Commercial providers can suspend, throttle, or geo-fence service under their terms and conditions, as well as in response to diplomatic or legal pressure from their home governments. SpaceX publicly limited Starlink's operational envelope in Ukraine in 2022 citing escalation concerns — a direct demonstration that commercial contracts are not sovereignty-equivalent. A nation-owned mesh gives the operator unilateral control over routing, encryption, and availability regardless of geopolitical circumstances.
What orbit is right for a resilient military mesh backhaul constellation?
LEO (400–600 km) is the default: it delivers 13–22 ms node-to-node latency, eliminates the 600 ms round-trip delay of GEO that degrades voice and real-time ISR feeds, and places satellites below the Van Allen belts for simpler radiation shielding. A polar or near-polar inclination (97–98°) provides global coverage including high-latitude theatres where GEO geometry is worst. Supplementing with a small number of MEO crosslink nodes can improve resilience in high-latitude polar gaps.
How does a mesh backhaul constellation differ from a point-to-point SATCOM system?
A point-to-point system routes all traffic through a single satellite and its paired ground station — lose either node and the link fails. A mesh architecture interconnects satellites directly via inter-satellite links so traffic can be dynamically rerouted around degraded or destroyed nodes without touching the ground. This is the critical resilience property: the network degrades gracefully rather than catastrophically.
How many satellites does a sovereign nation realistically need to stand this up?
Analysis from CSIS suggests 48 satellites provides continuous coverage for a polar-plus-equatorial mesh. Smaller nations operating in a defined theatre (e.g. a regional conflict zone) can achieve meaningful resilience with as few as 12–18 microsatellites in a walker constellation, trading global persistence for lower acquisition cost and faster time-to-orbit.
How is the constellation secured against cyber and electronic attack?
Security requires layered measures: Type 1-equivalent on-board cryptography for command and telemetry links, frequency-hopping spread-spectrum waveforms on tactical terminals, anti-jam phased-array uplinks on the satellite, and a zero-trust ground-segment architecture. CCSDS 132.0-B-3 and 231.0-B-4 define baseline link-layer protections, but nations must layer national-level cryptographic standards on top. Regular adversarial red-teaming of both space and ground segments is non-negotiable.
What is the realistic timeline from programme launch to initial operating capability?
For a nation with an existing space industrial base and launch access, 36–48 months is achievable for a 12-satellite initial block. Nations starting from scratch should plan for 60–84 months before the first constellation reaches IOC, accounting for spectrum coordination at ITU (which alone can take 2–4 years), platform development, and security accreditation cycles.
Can the mesh backhaul satellites carry secondary payloads to improve mission value?
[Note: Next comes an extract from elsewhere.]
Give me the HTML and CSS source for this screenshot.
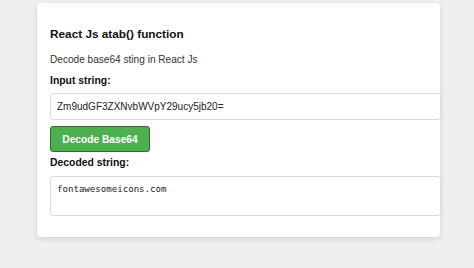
FILE: index.html
```html
<!DOCTYPE html>
<html lang="en">
<head>
  <meta charset="UTF-8">
  <meta name="viewport" content="width=device-width, initial-scale=1.0">
  <title>React Js atab() function</title>
  <link rel="stylesheet" href="styles.css">
</head>
<body>
  <div class="page">
    <div class="card">
      <h2 class="title">React Js atab() function</h2>
      <p class="subtitle">Decode base64 sting in React Js</p>

      <label class="field-label" for="inputString">Input string:</label>
      <input class="text-input" id="inputString" type="text" value="Zm9udGF3ZXNvbWVpY29ucy5jb20=">

      <button class="button">Decode Base64</button>

      <label class="field-label decoded-label" for="decodedString">Decoded string:</label>
      <textarea class="text-output" id="decodedString" readonly>fontawesomeicons.com</textarea>
    </div>
  </div>
</body>
</html>
```

FILE: styles.css
```css
* {
  margin: 0;
  padding: 0;
  box-sizing: border-box;
}

body {
  background: #efefef;
  font-family: 'Liberation Sans', Arial, sans-serif;
  color: #222;
  height: 268px;
  overflow: hidden;
}

.page {
  padding: 3px 0 0 37px;
  height: 265px;
  border-bottom: 3px solid #f7f7f7;
  box-sizing: content-box;
}

.card {
  width: 403px;
  height: 234px;
  background: white;
  border-radius: 4px;
  box-shadow: 0 2px 6px rgba(0,0,0,0.12);
  padding: 24px 0 0 13px;
  display: flex;
  flex-direction: column;
  align-items: flex-start;
}

.title {
  font-size: 11.8px;
  line-height: 15px;
  font-weight: bold;
  color: #111;
}

.subtitle {
  font-size: 10.1px;
  line-height: 13px;
  margin-top: 11px;
  color: #333;
}

.field-label {
  font-size: 10.4px;
  line-height: 13px;
  font-weight: bold;
  margin-top: 8px;
  color: #111;
}

.decoded-label {
  margin-top: 4px;
}

.text-input {
  margin-top: 6px;
  width: 391px;
  height: 27px;
  border: 1px solid #dcdcdc;
  border-radius: 3px;
  padding: 0 6px;
  font-family: 'Liberation Sans', Arial, sans-serif;
  font-size: 10px;
  color: #222;
  background: white;
  outline: none;
}

.button {
  margin-top: 6px;
  width: 100px;
  height: 26px;
  background: #4caf50;
  color: white;
  border: 1px solid #2f6b31;
  border-radius: 3px;
  font-family: 'Liberation Sans', Arial, sans-serif;
  font-size: 10.2px;
  font-weight: bold;
  cursor: pointer;
}

.text-output {
  margin-top: 7px;
  width: 391px;
  height: 40px;
  border: 1px solid #dcdcdc;
  border-radius: 3px;
  padding: 6px 6px;
  font-family: 'DejaVu Sans Mono', monospace;
  font-size: 9.1px;
  line-height: 12px;
  color: #222;
  resize: none;
  outline: none;
}
```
Yes, and this is strongly advisable on cost-efficiency grounds. Microsatellite buses in the 100–200 kg class routinely accommodate secondary payloads: AIS receivers for maritime domain awareness, ADS-B decoders for air-traffic awareness, and RF-SIGINT collection antennas can all be hosted alongside the primary mesh payload. This multi-mission approach is used by Spire, HawkEye 360, and similar commercial operators, and it substantially improves the programme's cost-per-capability argument to treasury.
How does this capability relate to allied coalition interoperability?
A sovereign mesh can be designed with dual-domain architecture: a national-eyes-only encrypted tier and a coalition-shareable tier conforming to STANAG 4206 interoperability requirements. This preserves unilateral sovereign control while allowing selective bandwidth sharing with allies. The critical design rule is that the coalition tier must be a logical overlay on the sovereign infrastructure, not the reverse — ensuring the nation can disconnect coalition access without degrading its own operations.